Keza Convergence sırasında yaşanan olayları gözlemlerken Anti – Monitor ile Metron arasında geçen bir konuşma var:

Daha sonra yaşanacak olayların önemini, ve “Convergence’ın önemsizliğini” vurgulayan bu cümle tamam; ama o zaman neden Convergence’ın kendi serisi var, Darkseid War’un yok?

Dediğim gibi, kişisel tercih açısından, bence böyle olması daha iyi. Ama belli açılardan da mantıksız bir durum olduğu ortada.

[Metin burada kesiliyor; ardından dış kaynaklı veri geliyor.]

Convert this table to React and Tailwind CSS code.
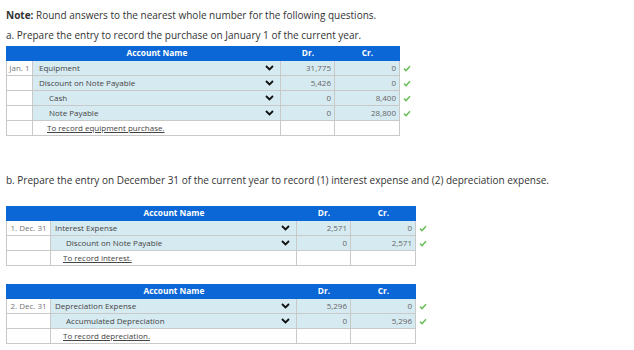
import React from "react";

const Chevron = () => (
  <svg width="9" height="6" viewBox="0 0 9 6" className="shrink-0">
    <path d="M1 1 L4.5 4.5 L8 1" fill="none" stroke="#111" strokeWidth="1.8" />
  </svg>
);

const Check = () => (
  <svg width="8" height="7" viewBox="0 0 8 7">
    <path d="M1 3.6 L3 5.6 L7 1.2" fill="none" stroke="#6cbf5a" strokeWidth="1.5" />
  </svg>
);

function Table({ dateW, acctW, padL, indentL, rows, memo, memoL }) {
  return (
    <div className="flex flex-col">
      <div className="flex h-[15px] items-stretch">
        <div className="flex bg-[#0b67d6] text-white font-bold text-[8.3px] items-center">
          <div style={{ width: dateW }} />
          <div style={{ width: acctW }} className="text-center">Account Name</div>
          <div className="w-[54px] text-center">Dr.</div>
          <div className="w-[65px] text-center">Cr.</div>
        </div>
      </div>
      {rows.map((r, i) => (
        <div key={i} className="flex h-[15px] items-stretch">
          <div
            style={{ width: dateW }}
            className="border-l border-r border-b border-[#c9c9c9] bg-white flex items-center justify-center text-[#777] text-[8px] box-border whitespace-nowrap"
          >
            {r.date}
          </div>
          <div
            style={{ width: acctW, paddingLeft: r.indent ? indentL : padL }}
            className="border-r border-b border-[#c9c9c9] bg-[#d6eaf1] flex items-center justify-between pr-[6px] text-[#444] text-[8px] box-border"
          >
            <span>{r.name}</span>
            <Chevron />
          </div>
          <div className="w-[54px] border-r border-b border-[#c9c9c9] bg-[#d6eaf1] flex items-center justify-end pr-[3px] text-[#666] text-[8px] box-border">
            {r.dr}
          </div>
          <div className="w-[65px] border-r border-b border-[#c9c9c9] bg-[#d6eaf1] flex items-center justify-end pr-[3px] text-[#666] text-[8px] box-border">
            {r.cr}
          </div>
          <div className="flex items-center pl-[3px]">
            <Check />
          </div>
        </div>
      ))}
      <div className="flex h-[15px] items-stretch">
        <div
          style={{ width: dateW }}
          className="border-l border-r border-b border-[#c9c9c9] bg-white box-border"
        />
        <div
          style={{ width: acctW, paddingLeft: memoL }}
          className="border-r border-b border-[#c9c9c9] bg-white flex items-center text-[#444] text-[8px] box-border"
        >
          <span className="underline">{memo}</span>
        </div>
        <div className="w-[54px] border-r border-b border-[#c9c9c9] bg-white box-border" />
        <div className="w-[65px] border-r border-b border-[#c9c9c9] bg-white box-border" />
      </div>
    </div>
  );
}

export default function App() {
  return (
    <div
      className="w-[634px] h-[350px] bg-white px-[6px] overflow-hidden"
      style={{ fontFamily: '"Open Sans", "Liberation Sans", sans-serif' }}
    >
      <div className="mt-[9px] h-[12px] leading-[12px] text-[10px] text-[#333]">
        <span className="font-bold">Note:</span> Round answers to the nearest whole number for the following questions.
      </div>
      <div className="mt-[8px] h-[12px] leading-[12px] text-[10px] text-[#333]">
        a. Prepare the entry to record the purchase on January 1 of the current year.
      </div>
      <div className="mt-[5px]">
        <Table
          dateW={27}
          acctW={248}
          padL={6}
          indentL={16}
          memoL={14}
          memo="To record equipment purchase."
          rows={[
            { date: "Jan. 1", name: "Equipment", dr: "31,775", cr: "0" },
            { date: "", name: "Discount on Note Payable", dr: "5,426", cr: "0" },
            { date: "", name: "Cash", dr: "0", cr: "8,400", indent: true },
            { date: "", name: "Note Payable", dr: "0", cr: "28,800", indent: true },
          ]}
        />
      </div>
      <div className="mt-[38px] h-[12px] leading-[12px] text-[10px] text-[#333]">
        b. Prepare the entry on December 31 of the current year to record (1) interest expense and (2) depreciation expense.
      </div>
      <div className="mt-[20px]">
        <Table
          dateW={45}
          acctW={246}
          padL={4}
          indentL={15}
          memoL={12}
          memo="To record interest."
          rows={[
            { date: "1. Dec. 31", name: "Interest Expense", dr: "2,571", cr: "0" },
            { date: "", name: "Discount on Note Payable", dr: "0", cr: "2,571", indent: true },
          ]}
        />
      </div>
      <div className="mt-[18px]">
        <Table
          dateW={45}
          acctW={246}
          padL={4}
          indentL={15}
          memoL={12}
          memo="To record depreciation."
          rows={[
            { date: "2. Dec. 31", name: "Depreciation Expense", dr: "5,296", cr: "0" },
            { date: "", name: "Accumulated Depreciation", dr: "0", cr: "5,296", indent: true },
          ]}
        />
      </div>
    </div>
  );
}
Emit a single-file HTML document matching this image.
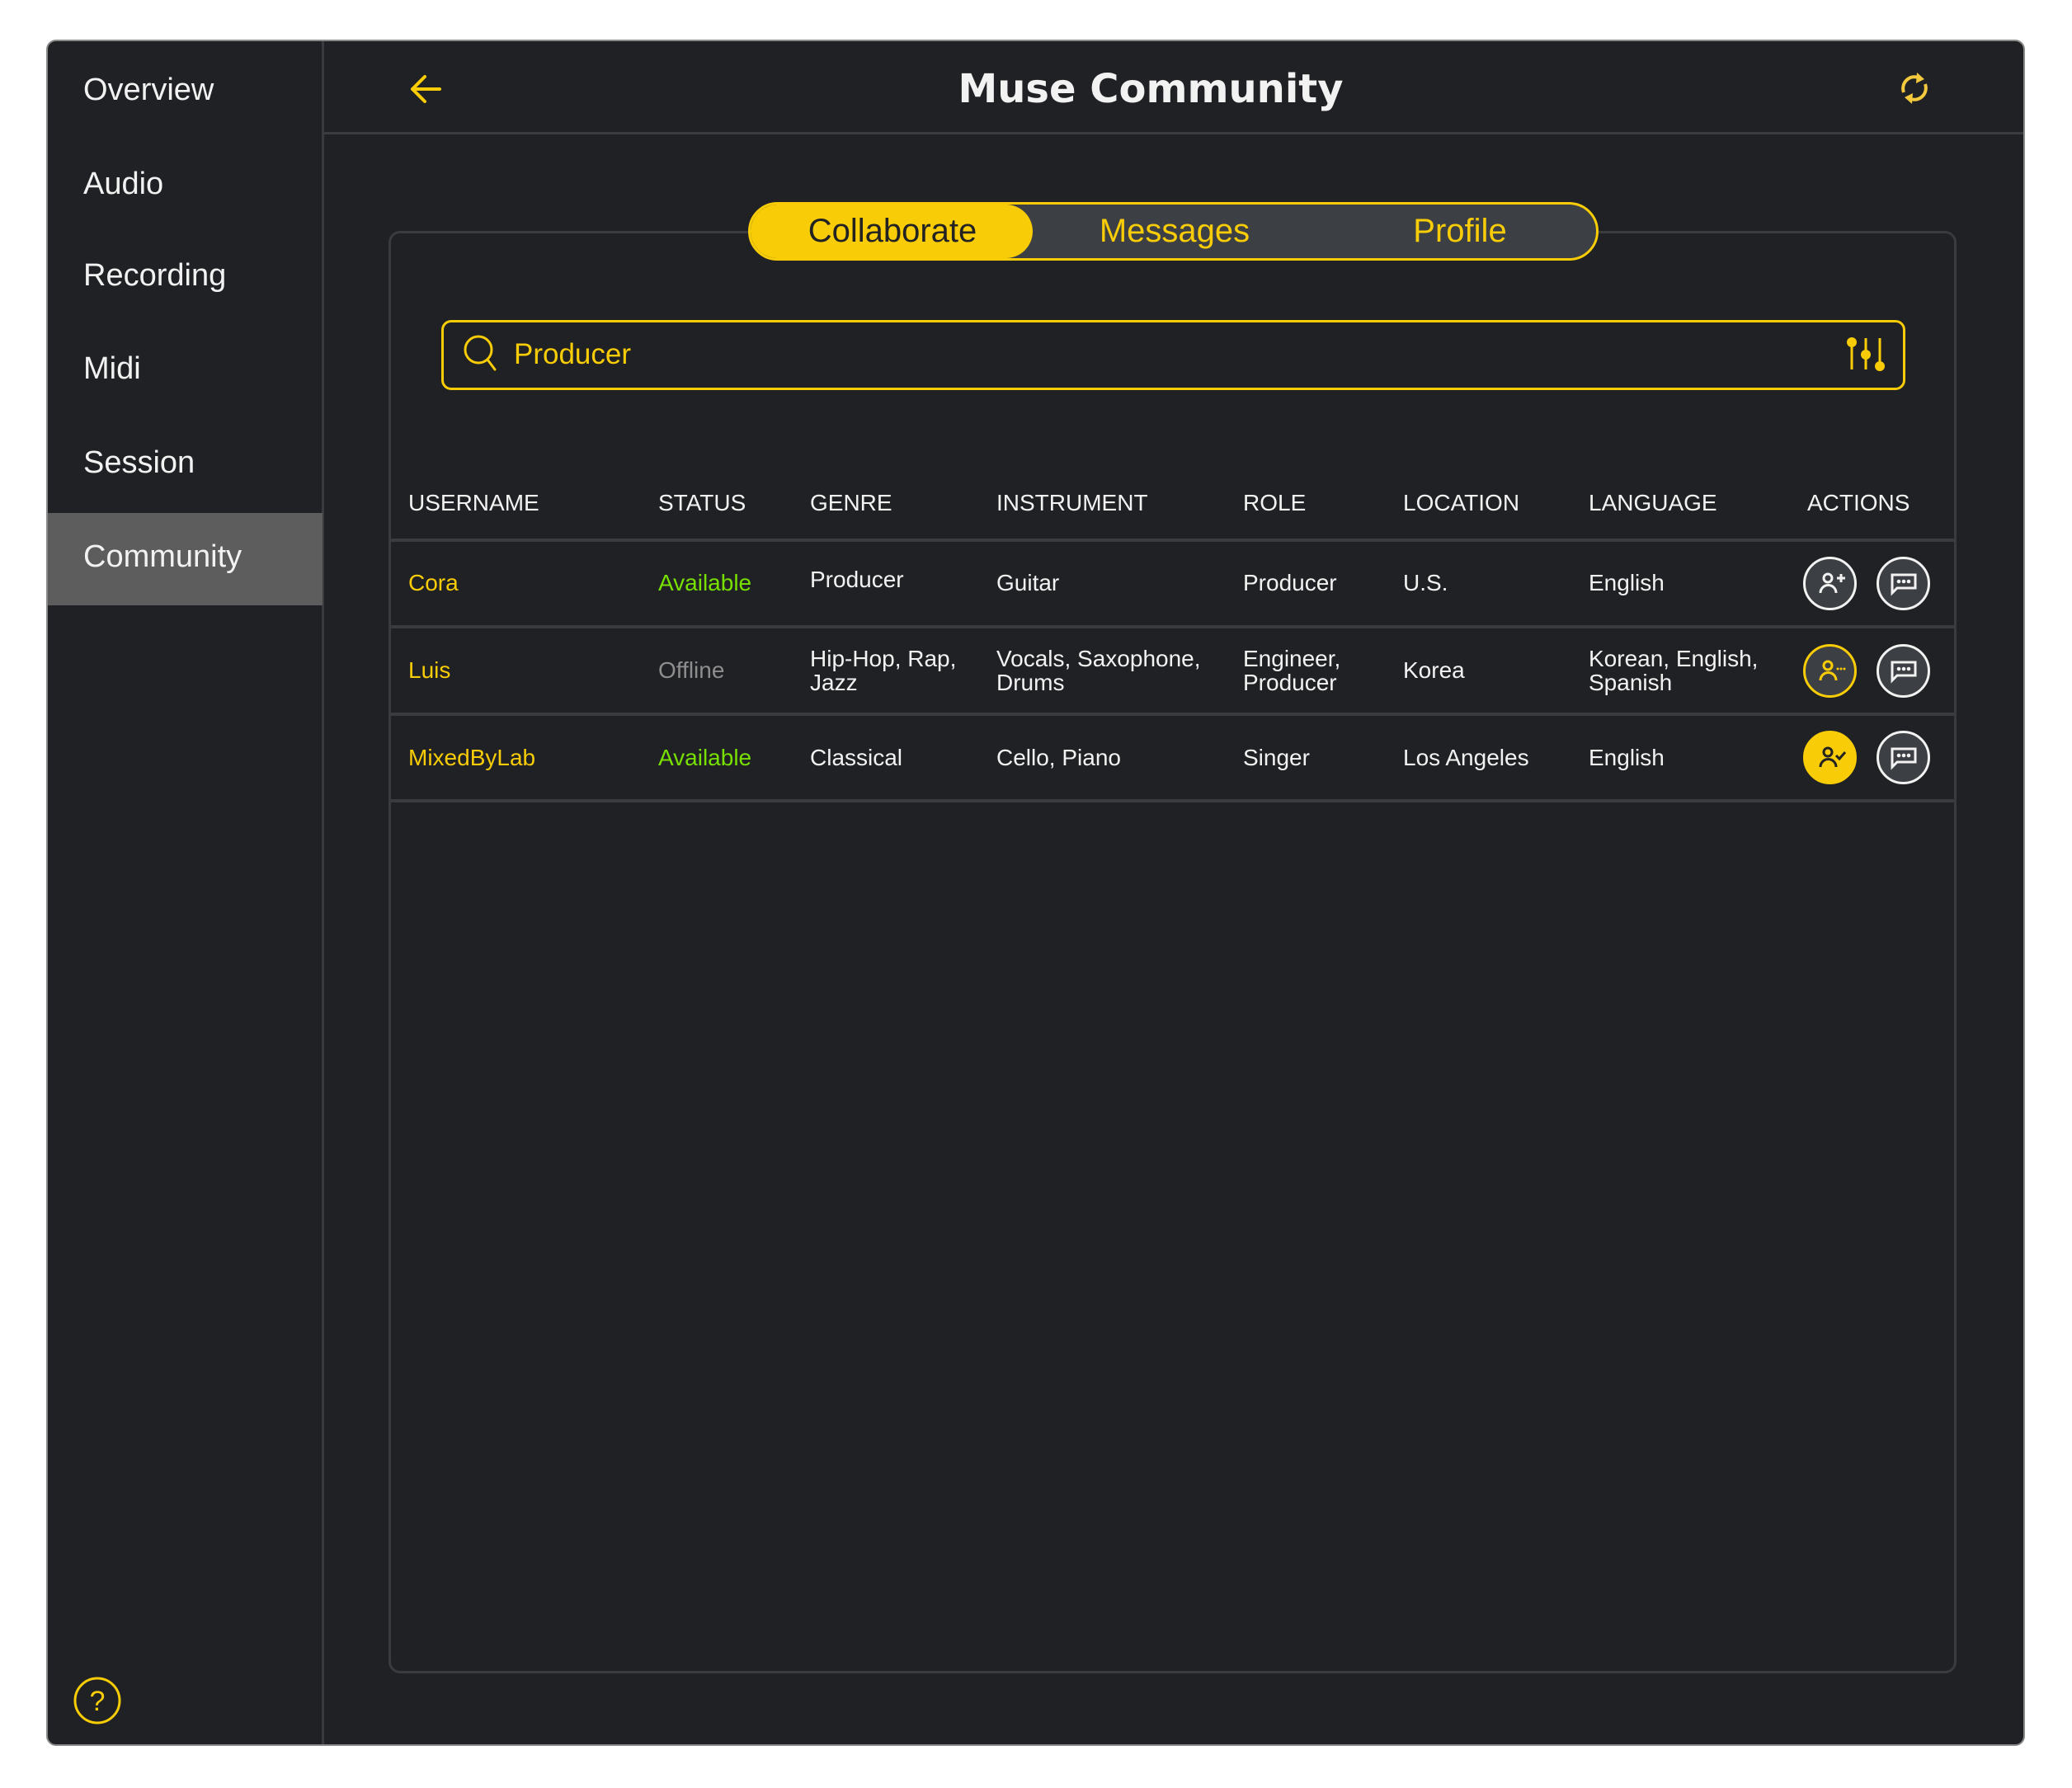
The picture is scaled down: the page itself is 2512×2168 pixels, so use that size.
<!DOCTYPE html>
<html><head><meta charset="utf-8"><style>
*{margin:0;padding:0;box-sizing:border-box}
body{width:2512px;height:2168px;background:#fff;position:relative;overflow:hidden;font-family:"Liberation Sans",Arial,sans-serif}
.frame{position:absolute;left:56px;top:48px;width:2399px;height:2069px;background:#202124;border:2px solid #8a8a8a;border-radius:12px;overflow:hidden}
.side{position:absolute;left:0;top:0;width:335px;height:100%;border-right:3px solid #3a3b3e}
.nav{position:absolute;left:43px;color:#f2f2f2;font-size:38px;line-height:44px}
.active{position:absolute;left:0;top:572px;width:333px;height:112px;background:#5d5d5d}
.hdrline{position:absolute;left:333px;right:0;top:110px;height:3px;background:#3a3b3e}
.title{position:absolute;left:1145px;width:500px;top:78px;text-align:center;color:#f2f2f2;font-family:"DejaVu Sans",sans-serif;font-weight:bold;font-size:48px;line-height:60px;white-space:nowrap}
.card{position:absolute;left:471px;top:280px;width:1901px;height:1749px;border:3px solid #3a3b3e;border-radius:14px}
.tabs{position:absolute;left:907px;top:245px;width:1031px;height:71px;border:3px solid #f8cc06;border-radius:36px;background:#3c3f43;overflow:hidden}
.tab1{position:absolute;left:0;top:0;width:342px;height:100%;background:#f8cc06;border-radius:0 36px 36px 0}
.tt{position:absolute;top:0;line-height:65px;font-size:40px;color:#f8cc06;transform:translateX(-50%);white-space:nowrap}
.search{position:absolute;border:3px solid #f8cc06;border-radius:12px}
.th,.td{position:absolute;font-size:28px;line-height:29px;color:#f2f2f2;white-space:nowrap}
.row{position:absolute;left:471px;width:1901px;height:4px;background:#3a3b3e}
.y{color:#f8cc06}.g{color:#77e000}.o{color:#8e8e8e}
.btn{position:absolute;width:65px;height:65px;border-radius:50%;border:3px solid #f2f2f2;background:#3c3f43}
</style></head><body>
<div class="frame">
 <div class="side">
  <div class="active"></div>
  <div class="nav" style="top:37px">Overview</div>
  <div class="nav" style="top:151px">Audio</div>
  <div class="nav" style="top:262px">Recording</div>
  <div class="nav" style="top:375px">Midi</div>
  <div class="nav" style="top:489px">Session</div>
  <div class="nav" style="top:603px">Community</div>
  <svg style="position:absolute;left:30px;top:1982px" width="60" height="60" viewBox="0 0 60 60"><circle cx="30" cy="30" r="27" fill="none" stroke="#f8cc06" stroke-width="3"/><text x="30" y="42" text-anchor="middle" font-family="Liberation Sans" font-size="34" fill="#f8cc06">?</text></svg>
 </div>
 <div class="hdrline"></div>
</div>
<svg style="position:absolute;left:490px;top:85px" width="50" height="50" viewBox="0 0 50 50"><path d="M43 23H10M25 8L10 23L25 38" fill="none" stroke="#f8cc06" stroke-width="4" stroke-linecap="round" stroke-linejoin="round"/></svg>
<div class="title">Muse Community</div>
<svg style="position:absolute;left:2298px;top:84px" width="46" height="46" viewBox="0 0 46 46"><path d="M10 28A14 14 0 0 1 30 11" fill="none" stroke="#f3c93e" stroke-width="4"/><path d="M26 4L35 12L25 17Z" fill="#f3c93e"/><path d="M36 18A14 14 0 0 1 16 35" fill="none" stroke="#f3c93e" stroke-width="4"/><path d="M20 42L11 34L21 29Z" fill="#f3c93e"/></svg>
<div class="card"></div>
<div class="tabs"><div class="tab1"></div>
 <div class="tt" style="left:172px;color:#222">Collaborate</div>
 <div class="tt" style="left:514px">Messages</div>
 <div class="tt" style="left:860px">Profile</div>
</div>
<div class="search" style="left:535px;top:388px;width:1775px;height:85px"></div>
<svg style="position:absolute;left:560px;top:404px" width="46" height="50" viewBox="0 0 46 50"><circle cx="20" cy="20" r="16" fill="none" stroke="#f8cc06" stroke-width="3"/><path d="M31 32L40 44" stroke="#f8cc06" stroke-width="3" stroke-linecap="round"/></svg>
<div class="td y" style="left:623px;top:412px;font-size:35px;line-height:36px">Producer</div>
<svg style="position:absolute;left:2235px;top:404px" width="55" height="50" viewBox="0 0 55 50"><g stroke="#f8cc06" stroke-width="3"><path d="M10 8V44M27 6V44M44 6V40"/></g><g fill="#f8cc06"><circle cx="10" cy="11" r="6"/><circle cx="27" cy="26" r="6"/><circle cx="44" cy="40" r="6"/></g></svg>
<div class="th" style="left:495px;top:595px">USERNAME</div>
<div class="th" style="left:798px;top:595px">STATUS</div>
<div class="th" style="left:982px;top:595px">GENRE</div>
<div class="th" style="left:1208px;top:595px">INSTRUMENT</div>
<div class="th" style="left:1507px;top:595px">ROLE</div>
<div class="th" style="left:1701px;top:595px">LOCATION</div>
<div class="th" style="left:1926px;top:595px">LANGUAGE</div>
<div class="th" style="left:2191px;top:595px">ACTIONS</div>
<div class="row" style="top:653px"></div>
<div class="row" style="top:758px"></div>
<div class="row" style="top:864px"></div>
<div class="row" style="top:969px"></div>
<div class="td y" style="left:495px;top:692px">Cora</div>
<div class="td g" style="left:798px;top:692px">Available</div>
<div class="td" style="left:982px;top:688px">Producer</div>
<div class="td" style="left:1208px;top:692px">Guitar</div>
<div class="td" style="left:1507px;top:692px">Producer</div>
<div class="td" style="left:1701px;top:692px">U.S.</div>
<div class="td" style="left:1926px;top:692px">English</div>
<div class="td y" style="left:495px;top:798px">Luis</div>
<div class="td o" style="left:798px;top:798px">Offline</div>
<div class="td" style="left:982px;top:784px">Hip-Hop, Rap,<br>Jazz</div>
<div class="td" style="left:1208px;top:784px">Vocals, Saxophone,<br>Drums</div>
<div class="td" style="left:1507px;top:784px">Engineer,<br>Producer</div>
<div class="td" style="left:1701px;top:798px">Korea</div>
<div class="td" style="left:1926px;top:784px">Korean, English,<br>Spanish</div>
<div class="td y" style="left:495px;top:904px">MixedByLab</div>
<div class="td g" style="left:798px;top:904px">Available</div>
<div class="td" style="left:982px;top:904px">Classical</div>
<div class="td" style="left:1208px;top:904px">Cello, Piano</div>
<div class="td" style="left:1507px;top:904px">Singer</div>
<div class="td" style="left:1701px;top:904px">Los Angeles</div>
<div class="td" style="left:1926px;top:904px">English</div>
<div class="btn" style="left:2186px;top:675px"><svg width="59" height="59" viewBox="0 0 59 59"><g fill="none" stroke="#f2f2f2" stroke-width="3"><circle cx="27" cy="23" r="5"/><path d="M18 41A9.5 9.5 0 0 1 37 41"/><path d="M38 23H48M43 18V28"/></g></svg></div>
<div class="btn" style="left:2275px;top:675px"><svg width="59" height="59" viewBox="0 0 59 59"><path d="M16 19H44V35H22L16 41Z" fill="none" stroke="#f2f2f2" stroke-width="3"/><g fill="#f2f2f2"><circle cx="24" cy="27" r="2.3"/><circle cx="30" cy="27" r="2.3"/><circle cx="36" cy="27" r="2.3"/></g></svg></div>
<div class="btn" style="left:2186px;top:781px;border-color:#f8cc06"><svg width="59" height="59" viewBox="0 0 59 59"><g fill="none" stroke="#f8cc06" stroke-width="3"><circle cx="27" cy="23" r="5"/><path d="M18 41A9.5 9.5 0 0 1 37 41"/></g><g fill="#f8cc06"><circle cx="39" cy="27" r="1.5"/><circle cx="43" cy="27" r="1.5"/><circle cx="47" cy="27" r="1.5"/></g></svg></div>
<div class="btn" style="left:2275px;top:781px"><svg width="59" height="59" viewBox="0 0 59 59"><path d="M16 19H44V35H22L16 41Z" fill="none" stroke="#f2f2f2" stroke-width="3"/><g fill="#f2f2f2"><circle cx="24" cy="27" r="2.3"/><circle cx="30" cy="27" r="2.3"/><circle cx="36" cy="27" r="2.3"/></g></svg></div>
<div class="btn" style="left:2186px;top:886px;border-color:#f8cc06;background:#f8cc06"><svg width="59" height="59" viewBox="0 0 59 59"><g fill="none" stroke="#222" stroke-width="3"><circle cx="27" cy="23" r="5"/><path d="M18 41A9.5 9.5 0 0 1 37 41"/><path d="M37 27L41 31L48 23"/></g></svg></div>
<div class="btn" style="left:2275px;top:886px"><svg width="59" height="59" viewBox="0 0 59 59"><path d="M16 19H44V35H22L16 41Z" fill="none" stroke="#f2f2f2" stroke-width="3"/><g fill="#f2f2f2"><circle cx="24" cy="27" r="2.3"/><circle cx="30" cy="27" r="2.3"/><circle cx="36" cy="27" r="2.3"/></g></svg></div>
</body></html>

Bunun bir olası açıklaması, ve benim seriyle ilgili son kez tekrar etmek istediğim şey, Darkseid War’un Justice League’in son sayıları olması. “JL Finali”nin, bir hikayeye ayrılabilecek en üst noktalardan bir tanesi olarak görülmesi imkansız değil, ve yazının başından beri değindiğim gibi, Geoff Johns’un buradaki asıl başarısı da elli sayı boyunca yazdığı seriyi tatmin edici bir sona ulaştırması.

Bir tarafta bir dönemi bitirirken, diğer tarafta gelecek hikayelere açık kapı bırakmak, ve bunu geçmişten fazla soru işareti bırakmadan yapmak, herhalde elli sayılık bir sürecin en tatmin edici “finallerinden” biri olmalı.